Here Cecil and her pupil passed several quiet weeks. They did little exploring, for Cecil was not strong enough for it, and Azim Bey was deterred by fear of the jinn, but antiquities in abundance were brought to them to purchase by the Jews of the place, who spent their lives in searching for them. Azim Bey passed most of his time in his brother-in-law’s company, riding out with him to hunt, and assisting him to review his troops, to the intense amusement of Said Bey, who was a big jolly man, the son of an Irish renegade who had entered the Turkish service, and preserved some of the national characteristics even among his oriental surroundings. As for Cecil, she resigned herself to a thoroughly Eastern existence as a denizen of the harem, and became better acquainted with the manners and customs of its inhabitants than she had had opportunity to be during her stay in Baghdad. Said Bey’s mother was dead, as Naimeh Khanum informed her with evident relief and gratitude to Providence, and the household was therefore under the rule of the young wife, who was now much occupied with a wonderful baby son, of whom Azim Bey was intensely jealous, as he always was of every one and everything that interfered with the attention he conceived to be due to his imperious little self.

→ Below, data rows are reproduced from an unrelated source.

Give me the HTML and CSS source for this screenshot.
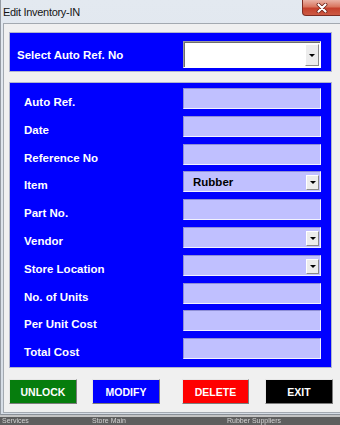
FILE: index.html
```html
<!DOCTYPE html>
<html>
<head>
<meta charset="utf-8">
<title>Edit Inventory-IN</title>
<link rel="stylesheet" href="styles.css">
</head>
<body>
<div class="window">
  <div class="titlebar">
    <span class="title">Edit Inventory-IN</span>
    <div class="close">
      <svg width="12" height="10" viewBox="0 0 12 10">
        <path d="M2.5 1.5 L9.5 8.5 M9.5 1.5 L2.5 8.5" stroke="#6b1f14" stroke-width="3.8" stroke-linecap="round"/>
        <path d="M2.5 1.5 L9.5 8.5 M9.5 1.5 L2.5 8.5" stroke="#ffffff" stroke-width="2.2" stroke-linecap="round"/>
      </svg>
    </div>
  </div>
  <div class="client">
    <div class="panel panel-top">
      <span class="label">Select Auto Ref. No</span>
      <div class="combo-white"><span class="drop"></span></div>
    </div>
    <div class="panel panel-form">
      <span class="label">Auto Ref.</span><div class="field"></div>
      <span class="label">Date</span><div class="field"></div>
      <span class="label">Reference No</span><div class="field"></div>
      <span class="label">Item</span><div class="field field-select"><span class="field-text">Rubber</span><span class="drop"></span></div>
      <span class="label">Part No.</span><div class="field"></div>
      <span class="label">Vendor</span><div class="field field-select"><span class="field-text"></span><span class="drop"></span></div>
      <span class="label">Store Location</span><div class="field field-select"><span class="field-text"></span><span class="drop"></span></div>
      <span class="label">No. of Units</span><div class="field"></div>
      <span class="label">Per Unit Cost</span><div class="field"></div>
      <span class="label">Total Cost</span><div class="field"></div>
    </div>
    <div class="buttons">
      <button class="btn btn-unlock">UNLOCK</button>
      <button class="btn btn-modify">MODIFY</button>
      <button class="btn btn-delete">DELETE</button>
      <button class="btn btn-exit">EXIT</button>
    </div>
  </div>
</div>
<div class="backdrop">
  <span class="bg-text bg-1">Services</span>
  <span class="bg-text bg-2">Store Main</span>
  <span class="bg-text bg-3">Rubber Suppliers</span>
</div>
</body>
</html>
```

FILE: styles.css
```css
html, body {
  margin: 0;
  padding: 0;
}
body {
  width: 340px;
  height: 425px;
  overflow: hidden;
  background: #5e5e5e;
  font-family: "Liberation Sans", Arial, sans-serif;
}
.window {
  height: 415px;
  box-sizing: border-box;
  background: linear-gradient(#e3e9f0, #d6dde6);
  border-left: 1px solid #959ba3;
  border-bottom: 1px solid #8a9098;
  display: flex;
  flex-direction: column;
  overflow: hidden;
}
.titlebar {
  height: 22px;
  flex: none;
  display: flex;
  align-items: flex-start;
}
.title {
  font-size: 11px;
  letter-spacing: -0.3px;
  line-height: 14px;
  padding: 5px 0 0 2px;
  color: #151515;
}
.close {
  margin-left: auto;
  margin-right: -2px;
  width: 40px;
  height: 16px;
  box-sizing: border-box;
  background: linear-gradient(#eab2a5, #d9765f 45%, #c5412c 55%, #cc5a43);
  border: 1px solid #7d2c22;
  border-top: none;
  border-radius: 0 0 0 4px;
  display: flex;
  align-items: center;
  justify-content: center;
}
.close svg {
  display: block;
}
.client {
  flex: 1;
  margin: 1px 0 1px 2px;
  background: #f0f0f0;
  border-top: 1px solid #a3a9b0;
  border-left: 1px solid #a3a9b0;
  border-bottom: 1px solid #a3a9b0;
  padding: 8px 0 0 5px;
}
.panel {
  width: 323px;
  box-sizing: border-box;
  background: #0000ff;
  border: 1px solid #b0b5cc;
}
.label {
  color: #ffffff;
  font-weight: bold;
  font-size: 11.5px;
  line-height: 14px;
  white-space: nowrap;
}
.panel-top {
  height: 40px;
  display: flex;
  align-items: center;
  justify-content: space-between;
  padding: 5px 10px 0 7px;
}
.combo-white {
  width: 138px;
  height: 27px;
  box-sizing: border-box;
  background: #ffffff;
  border: 1px solid;
  border-color: #9c9c9c #ffffff #ffffff #9c9c9c;
  box-shadow: inset 1px 1px 0 #6e6e6e;
  display: flex;
  justify-content: flex-end;
  padding: 2px 1px 1px 0;
}
.drop {
  width: 14px;
  flex: none;
  box-sizing: border-box;
  background: #ececec;
  border: 1px solid;
  border-color: #ffffff #8a8a8a #8a8a8a #ffffff;
  display: flex;
  align-items: center;
  justify-content: center;
}
.drop::after {
  content: "";
  border-left: 3px solid transparent;
  border-right: 3px solid transparent;
  border-top: 3px solid #000000;
}
.panel-form {
  margin-top: 10px;
  height: 286px;
  display: grid;
  grid-template-columns: 1fr 138px;
  grid-auto-rows: 21px;
  row-gap: 6.8px;
  padding: 5px 10px 0 14px;
}
.panel-form .label {
  padding-top: 7px;
}
.field {
  background: #c0c0ff;
  box-sizing: border-box;
  border: 1px solid;
  border-color: #8e8ed6 #f2f2ff #f2f2ff #8e8ed6;
}
.field-select {
  display: flex;
  padding: 3px 1px 1px 0;
}
.field-text {
  flex: 1;
  padding-left: 9px;
  font-weight: bold;
  font-size: 11.5px;
  line-height: 15px;
  color: #000000;
}
.field-select .drop {
  width: 13px;
}
.buttons {
  display: flex;
  margin-top: 11px;
}
.btn {
  width: 68px;
  height: 25px;
  box-sizing: border-box;
  padding: 0;
  margin: 0;
  border: 1px solid;
  border-color: #e6e6e6 #7c7c7c #7c7c7c #e6e6e6;
  color: #ffffff;
  font-family: "Liberation Sans", Arial, sans-serif;
  font-weight: bold;
  font-size: 10.5px;
  display: flex;
  align-items: center;
  justify-content: center;
}
.btn-unlock {
  background: #067d0d;
}
.btn-modify {
  background: #0000ff;
  margin-left: 15px;
}
.btn-delete {
  background: #ff0000;
  margin-left: 22px;
  width: 67px;
}
.btn-exit {
  background: #000000;
  margin-left: 16px;
}
.backdrop {
  height: 10px;
  box-sizing: border-box;
  border-top: 2px solid #c4c4c4;
  background: #5e5e5e;
  display: flex;
  align-items: center;
  overflow: hidden;
}
.bg-text {
  color: #d2d2d2;
  font-size: 7px;
  line-height: 8px;
  filter: blur(0.4px);
  white-space: nowrap;
}
.bg-1 {
  padding-left: 2px;
  width: 90px;
}
.bg-2 {
  width: 135px;
}
```
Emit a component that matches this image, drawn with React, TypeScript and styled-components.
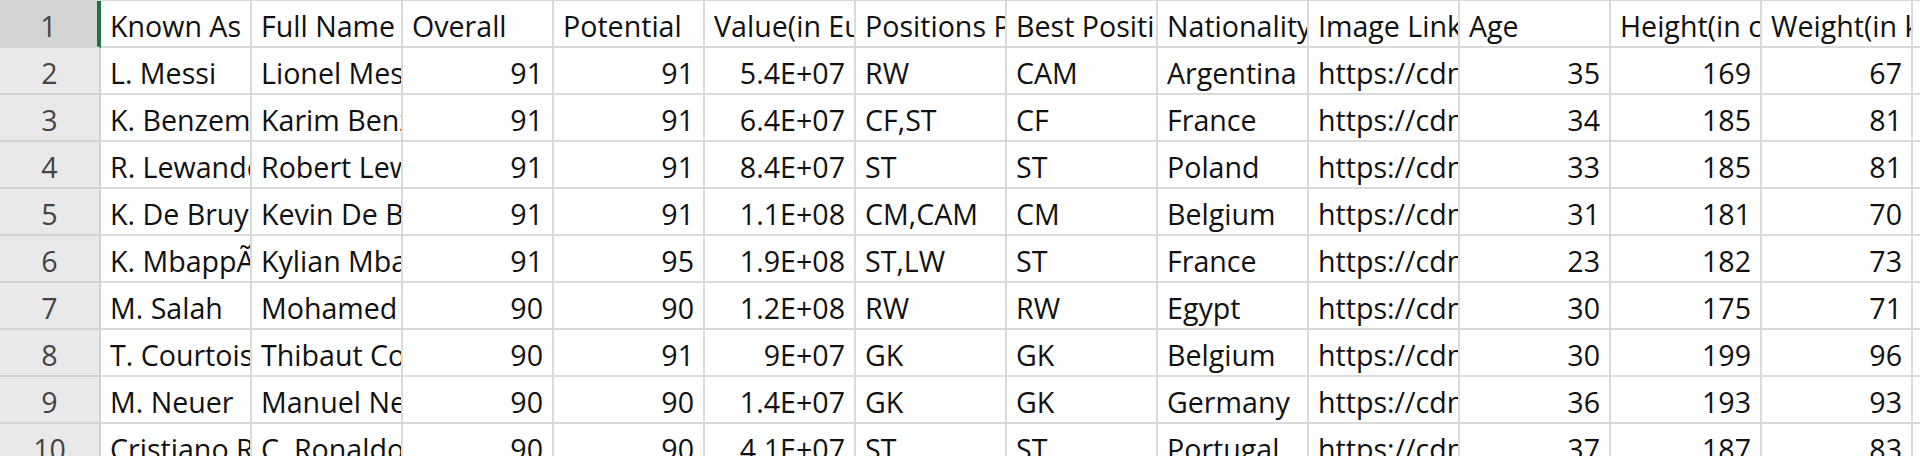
import React from "react";
import styled, { createGlobalStyle } from "styled-components";

const GlobalStyle = createGlobalStyle`
  html, body {
    margin: 0;
    padding: 0;
    background: #ffffff;
    overflow: hidden;
  }
`;

const Sheet = styled.div`
  display: grid;
  grid-template-columns: 101px repeat(12, 151px) 1fr;
  grid-auto-rows: 47px;
  width: 1920px;
  border-top: 1px solid #d6d6d6;
  font-family: "Open Sans", "Liberation Sans", sans-serif;
  font-size: 28.6px;
  line-height: 28px;
  color: #111111;
`;

const RowHead = styled.div<{ $active?: boolean }>`
  box-sizing: border-box;
  display: flex;
  align-items: flex-end;
  justify-content: center;
  padding-bottom: 6px;
  background: ${(p) => (p.$active ? "#d3d3d3" : "#e9e9e9")};
  border-bottom: 2px solid #d2d2d2;
  border-right: ${(p) => (p.$active ? "4px solid #217346" : "2px solid #d2d2d2")};
  color: #444444;
`;

const Cell = styled.div<{ $num?: boolean }>`
  box-sizing: border-box;
  display: flex;
  align-items: flex-end;
  justify-content: ${(p) => (p.$num ? "flex-end" : "flex-start")};
  padding: 0 ${(p) => (p.$num ? "9px" : "0")} 6px 9px;
  border-right: 2px solid #dadada;
  border-bottom: 2px solid #dadada;
  white-space: nowrap;
  overflow: hidden;
  text-overflow: clip;
`;

const header = [
  "Known As",
  "Full Name",
  "Overall",
  "Potential",
  "Value(in Euro)",
  "Positions Played",
  "Best Position",
  "Nationality",
  "Image Link",
  "Age",
  "Height(in cm)",
  "Weight(in kg)",
  "",
];

const players: (string | number)[][] = [
  ["L. Messi", "Lionel Messi", 91, 91, "5.4E+07", "RW", "CAM", "Argentina", "https://cdn.sofifa.net", 35, 169, 67, ""],
  ["K. Benzema", "Karim Benzema", 91, 91, "6.4E+07", "CF,ST", "CF", "France", "https://cdn.sofifa.net", 34, 185, 81, ""],
  ["R. Lewandowski", "Robert Lewandowski", 91, 91, "8.4E+07", "ST", "ST", "Poland", "https://cdn.sofifa.net", 33, 185, 81, ""],
  ["K. De Bruyne", "Kevin De Bruyne", 91, 91, "1.1E+08", "CM,CAM", "CM", "Belgium", "https://cdn.sofifa.net", 31, 181, 70, ""],
  ["K. MbappÃ©", "Kylian MbappÃ©", 91, 95, "1.9E+08", "ST,LW", "ST", "France", "https://cdn.sofifa.net", 23, 182, 73, ""],
  ["M. Salah", "Mohamed Salah", 90, 90, "1.2E+08", "RW", "RW", "Egypt", "https://cdn.sofifa.net", 30, 175, 71, ""],
  ["T. Courtois", "Thibaut Courtois", 90, 91, "9E+07", "GK", "GK", "Belgium", "https://cdn.sofifa.net", 30, 199, 96, ""],
  ["M. Neuer", "Manuel Neuer", 90, 90, "1.4E+07", "GK", "GK", "Germany", "https://cdn.sofifa.net", 36, 193, 93, ""],
  ["Cristiano Ronaldo", "C. Ronaldo dos Santos Aveiro", 90, 90, "4.1E+07", "ST", "ST", "Portugal", "https://cdn.sofifa.net", 37, 187, 83, ""],
];

const isNum = (v: string | number) => typeof v === "number" || /E\+/.test(String(v));

const App = () => {
  return (
    <>
      <GlobalStyle />
      <Sheet>
        <RowHead $active>1</RowHead>
        {header.map((h, j) => (
          <Cell key={j}>{h}</Cell>
        ))}
        {players.map((row, i) => (
          <React.Fragment key={i}>
            <RowHead>{i + 2}</RowHead>
            {row.map((v, j) => (
              <Cell key={j} $num={isNum(v)}>
                {v}
              </Cell>
            ))}
          </React.Fragment>
        ))}
      </Sheet>
    </>
  );
};

export default App;
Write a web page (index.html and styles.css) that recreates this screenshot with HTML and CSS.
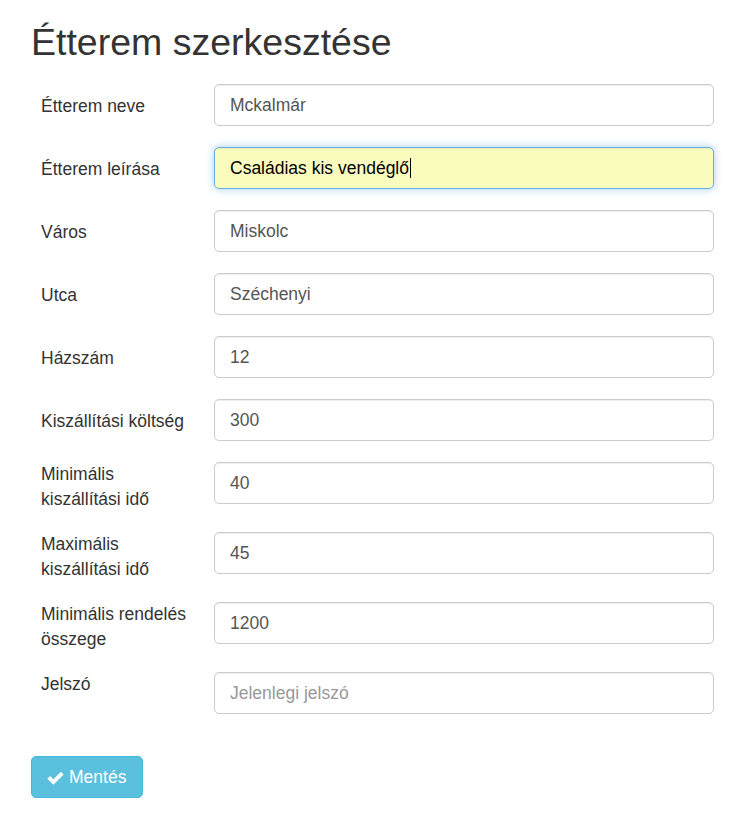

The proud mother, who had herself enjoyed for a short time the advantage of the teaching of a European governess, was eager to consult Cecil as to the best way of educating her boy when he grew older, and many were the anxious discussions they held under the date-palms in the garden or in the evening on the terrace. Naimeh Khanum’s lovely face appeared on almost every page of Cecil’s sketch-book, only rivalled in popularity by endless studies of the great mounds of Babylon, seen under every possible variety of light and shade, and the English girl felt herself strangely drawn to the oriental, who looked out from her cage at the unknown world with eager inquisitive eyes. They used to spend hours in conversation, Cecil sketching, Naimeh Khanum busy with her baby, until the warning cry of “Dastûr!” announced the return of Said Bey, and Cecil would wrap her veil round her and retire to the temporary schoolroom, where her pupil would be waiting to tell her of the day’s adventures.

CHAPTER XIII.
INSTRUCTION AND INTROSPECTION.

On the last evening of her stay at Hillah, Cecil became acquainted with an interesting fact concerning Azim Bey which at once touched and amused her. “A marriage had been arranged” for him long ago with Safieh Khanum, the little daughter of the Pasha of Mosul, and the wedding would take place when the bridegroom reached his eighteenth year.

“My grandmother arranged it,” said Naimeh Khanum, playing with the bits of red stuff which were sewn to her baby’s cap to keep off the evil eye. “The Pasha is a man of the old school, and a very rigid Mussulman, and the Um-ul-Pasha thinks that Safieh Khanum will keep my brother back from becoming altogether a Frangi.”

“But have they never seen one another, poor little things?” asked Cecil. “What a pity that you couldn’t have asked the little girl to stay with you while we were here. They might have taken a fancy to each other.”